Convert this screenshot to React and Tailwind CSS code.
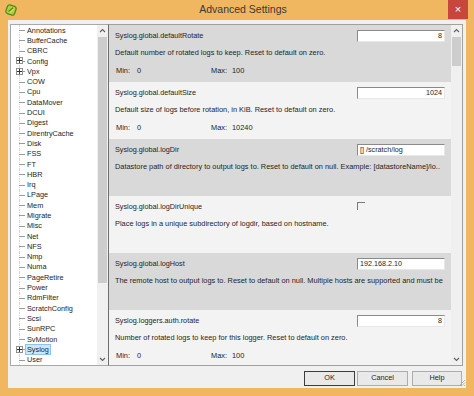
import React from "react";

const treeItems = [
  ["Annotations"], ["BufferCache"], ["CBRC"], ["Config", true], ["Vpx", true], ["COW"], ["Cpu"],
  ["DataMover"], ["DCUI"], ["Digest"], ["DirentryCache"], ["Disk"], ["FSS"], ["FT"], ["HBR"],
  ["Irq"], ["LPage"], ["Mem"], ["Migrate"], ["Misc"], ["Net"], ["NFS"], ["Nmp"], ["Numa"],
  ["PageRetire"], ["Power"], ["RdmFilter"], ["ScratchConfig"], ["Scsi"], ["SunRPC"], ["SvMotion"],
  ["Syslog", true, true], ["User"],
];

const settings = [
  { title: "Syslog.global.defaultRotate", desc: "Default number of rotated logs to keep. Reset to default on zero.", type: "num", value: "8", min: "0", max: "100" },
  { title: "Syslog.global.defaultSize", desc: "Default size of logs before rotation, in KiB. Reset to default on zero.", type: "num", value: "1024", min: "0", max: "10240" },
  { title: "Syslog.global.logDir", desc: "Datastore path of directory to output logs to. Reset to default on null. Example: [datastoreName]/lo..", type: "text", value: "[] /scratch/log" },
  { title: "Syslog.global.logDirUnique", desc: "Place logs in a unique subdirectory of logdir, based on hostname.", type: "check" },
  { title: "Syslog.global.logHost", desc: "The remote host to output logs to. Reset to default on null. Multiple hosts are supported and must be", type: "text", value: "192.168.2.10" },
  { title: "Syslog.loggers.auth.rotate", desc: "Number of rotated logs to keep for this logger. Reset to default on zero.", type: "num", value: "8", min: "0", max: "100" },
];

function Chevron({ up }) {
  return (
    <svg width="7" height="5" viewBox="0 0 7 5">
      <polyline
        points={up ? "1,4 3.5,1.5 6,4" : "1,1 3.5,3.5 6,1"}
        fill="none"
        stroke="#606060"
        strokeWidth="1.1"
      />
    </svg>
  );
}

function ScrollBar({ thumbTop, thumbHeight }) {
  return (
    <div className="w-[11px] shrink-0 bg-[#f0f0f0] flex flex-col">
      <div className="h-[11px] flex items-center justify-center shrink-0">
        <Chevron up />
      </div>
      <div className="flex-1 flex flex-col px-[1px]">
        <div className="shrink-0" style={{ height: thumbTop }} />
        <div className="bg-[#cdcdcd] shrink-0" style={{ height: thumbHeight }} />
      </div>
      <div className="h-[11px] flex items-center justify-center shrink-0">
        <Chevron />
      </div>
    </div>
  );
}

function TreeItem({ name, expandable, selected }) {
  return (
    <div className="h-[10.3px] flex items-center">
      <div className="w-[15px] h-full relative shrink-0">
        <div className="absolute left-[8px] top-0 bottom-0 border-l border-dotted border-[#d4d4d4]" />
        <div className="absolute left-[8px] w-[6px] top-1/2 border-t border-[#9a9a9a]" />
        {expandable && (
          <div className="absolute left-[5px] top-[1.5px] w-[7px] h-[7px] border border-[#8f8f8f] bg-white flex items-center justify-center">
            <div className="relative w-[5px] h-[5px]">
              <div className="absolute left-0 right-0 top-[2px] h-[1px] bg-[#333]" />
              <div className="absolute top-0 bottom-0 left-[2px] w-[1px] bg-[#333]" />
            </div>
          </div>
        )}
      </div>
      <span
        className={`text-[7.3px] leading-[9px] px-[1px] whitespace-nowrap text-[#1e1e1e] ${
          selected ? "bg-[#cce8ff] outline outline-1 outline-[#8fc3ee]" : ""
        }`}
      >
        {name}
      </span>
    </div>
  );
}

function Row({ s, dark }) {
  return (
    <div
      className={`h-[57px] shrink-0 overflow-hidden pt-[5px] pl-[6px] pr-[6px] text-[7.4px] text-[#1e1e1e] ${
        dark ? "bg-[#d9d9d9]" : "bg-[#f3f3f3]"
      }`}
    >
      <div className="h-[12px] flex items-center justify-between">
        <span className="whitespace-nowrap leading-[10px] text-[7.25px]">{s.title}</span>
        <div className="w-[88px] h-[12px] shrink-0">
          {s.type === "check" ? (
            <div className="w-[8px] h-[8px] mt-[1px] border-t border-l border-[#7a7a7a]" />
          ) : (
            <div
              className={`w-full h-full bg-white border-t border-l border-[#8a8a8a] border-b border-r border-b-[#e8e8e8] border-r-[#e8e8e8] flex items-center px-[2px] leading-[10px] text-[7.2px] ${
                s.type === "num" ? "justify-end" : "justify-start"
              }`}
            >
              {s.value}
            </div>
          )}
        </div>
      </div>
      <div className="mt-[6px] leading-[10px] whitespace-nowrap">{s.desc}</div>
      {s.min !== undefined && (
        <div className="mt-[8px] leading-[10px] flex whitespace-nowrap pl-[1px]">
          <span className="w-[21px]">Min:</span>
          <span className="w-[74px]">{s.min}</span>
          <span className="w-[21px]">Max:</span>
          <span>{s.max}</span>
        </div>
      )}
    </div>
  );
}

function Button({ children, primary, className = "" }) {
  return (
    <div
      className={`h-[15px] flex items-center justify-center text-[7.3px] text-[#1e1e1e] bg-[#e9e9e9] border ${
        primary ? "border-[#3c3c3c]" : "border-[#adadad]"
      } ${className}`}
    >
      {children}
    </div>
  );
}

export default function App() {
  return (
    <div className="w-[474px] h-[396px] bg-[#f0b660] flex flex-col overflow-hidden font-['Liberation_Sans',Arial,sans-serif]">
      {/* Title bar */}
      <div className="h-[20px] shrink-0 flex items-start">
        <div className="w-[40px] h-[20px] pl-[5px] pt-[4px] shrink-0">
          <svg width="12" height="12" viewBox="0 0 12 12">
            <rect x="1.5" y="1.5" width="9" height="9" rx="2.5" transform="rotate(20 6 6)" fill="#b5cf3a" stroke="#4e8a22" strokeWidth="1.3" />
            <path d="M3.5 7.5 L8 3.8" stroke="#4e8a22" strokeWidth="1.2" />
            <path d="M4.5 8.8 L8.8 5.2" stroke="#f3e27a" strokeWidth="0.9" />
          </svg>
        </div>
        <div className="flex-1 h-[20px] flex items-center justify-center text-[10.5px] text-[#3a3a3a] pl-[6px]">
          Advanced Settings
        </div>
        <div className="w-[20px] h-[19px] bg-[#c8473d] mr-[6px] ml-[8px] flex items-center justify-center text-white text-[11px] leading-none">
          ×
        </div>
      </div>

      {/* Body */}
      <div className="flex-1 mx-[8px] mb-[8px] bg-[#f0f0f0] flex flex-col pt-[4px] pl-[2px] pr-[3px]">
        <div className="h-[342px] flex shrink-0">
          {/* Tree */}
          <div className="w-[98px] shrink-0 border border-[#a9a9a9] border-r-0 bg-white flex">
            <div className="flex-1 overflow-hidden">
              {treeItems.map(([n, e, s]) => (
                <TreeItem key={n} name={n} expandable={e} selected={s} />
              ))}
            </div>
            <ScrollBar thumbTop={1} thumbHeight={246} />
          </div>
          {/* Settings */}
          <div className="flex-1 border border-[#a0a0a0] border-l-[#6e6e6e] flex overflow-hidden">
            <div className="flex-1 flex flex-col overflow-hidden">
              {settings.map((s, i) => (
                <Row key={s.title} s={s} dark={i % 2 === 0} />
              ))}
            </div>
            <ScrollBar thumbTop={1} thumbHeight={29} />
          </div>
        </div>

        {/* Buttons */}
        <div className="mt-[5px] flex justify-end items-start pr-[1px] relative">
          <Button primary className="w-[51px]">OK</Button>
          <Button className="w-[51px] ml-[2px]">Cancel</Button>
          <Button className="w-[50px] ml-[4px]">Help</Button>
          <svg className="absolute right-[-3px] top-[8px]" width="8" height="8" viewBox="0 0 8 8">
            <path d="M7 1 L1 7 M7 3.5 L3.5 7 M7 6 L6 7" stroke="#a8a8a8" strokeWidth="0.8" />
          </svg>
        </div>
      </div>
    </div>
  );
}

==*==

- To do
Write out, word for word, the lines from the start of the data through the one holding "import React from". Omit pictures.

- Solved exercise
Convert this screenshot to React and Tailwind CSS code.
import React from "react";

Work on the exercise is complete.